As economic turmoil continues to rock the financial market, some investors are more willing to buy U.S. Treasury securities with low or zero yields in the short term. Analysts examine how the struggling economy is driving investors to minimal-risk investments.
Read the Full Transcript
Next tonight, how investors fled for safety to government securities this week. Jeffrey Brown has that story.
As an article in today's newspaper put it, "When was the last time you invested in something that you knew wouldn't make money?"
In a world of financial pain and uncertainty, nervous investors are turning to what remains the safest thing going: U.S. government debt.

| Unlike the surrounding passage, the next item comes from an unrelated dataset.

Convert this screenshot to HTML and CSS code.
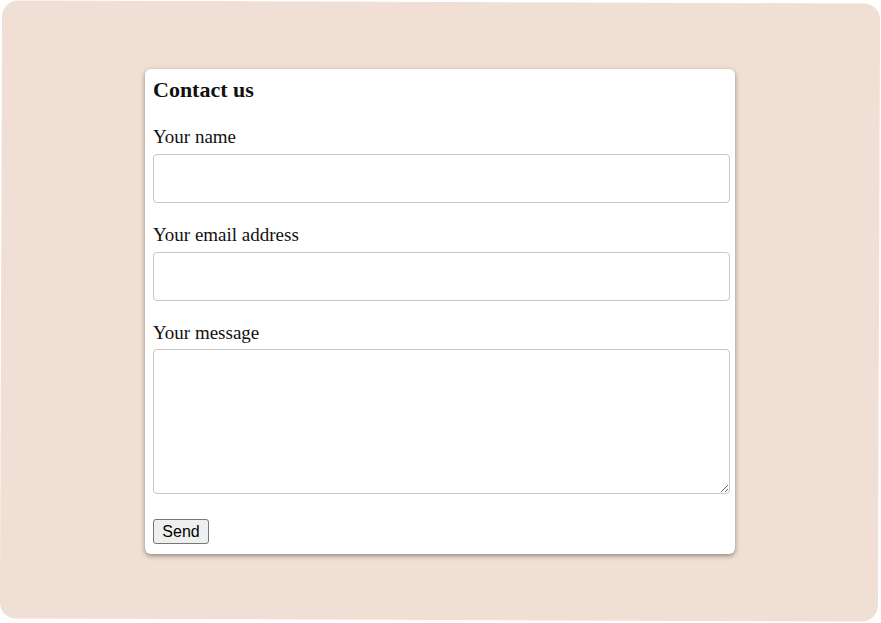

And they're doing it to the point of accepting essentially a zero percent rate of return — for a while yesterday — and historically low yields that continued today.
Vikas Bajaj co-wrote that article today for the New York Times. Also with us is Nick Perna, managing director of Perna Associates, an economic analysis consulting firm.
Well, Vikas, help us understand this. What happened yesterday? What kind of investments are we talking about?
VIKAS BAJAJ, New York Times:
Sure. We're talking about the U.S. Treasury bills, which are short-term debt issued by the U.S. government to fund its various operations, you know, money that could go to pretty much anything that the U.S. government does.
And, you know, a colleague of mine today said that, look, it's not so much about whether you get a return on your money. When was the last time you bought something, an investment, where you got your full money back, where you had your money returned? Certainly in stocks, that's not true. Certainly in a lot of corporate bonds, that's not true, in a lot of mortgage-backed securities that is definitely not true.
So this is a question of, what can you put your money into that you know it's going to be there when it matures?
So, Nick Perna, does that sound right to you? Does that sound like what's going on?
NICK PERNA, Perna Associates:
Yes, it's that, plus the fact that short-term money rates are dominated by what the Federal Reserve does. So the Fed, over the last year-and-a-half, has brought the Fed funds rates down from 5.25 percent to 1 percent.
So even if there were not a flight to quality, you'd still get very little on Treasury bill rates and the like because whenever the Fed works its magic to bring down the Fed funds rate, it affects all short-term rates.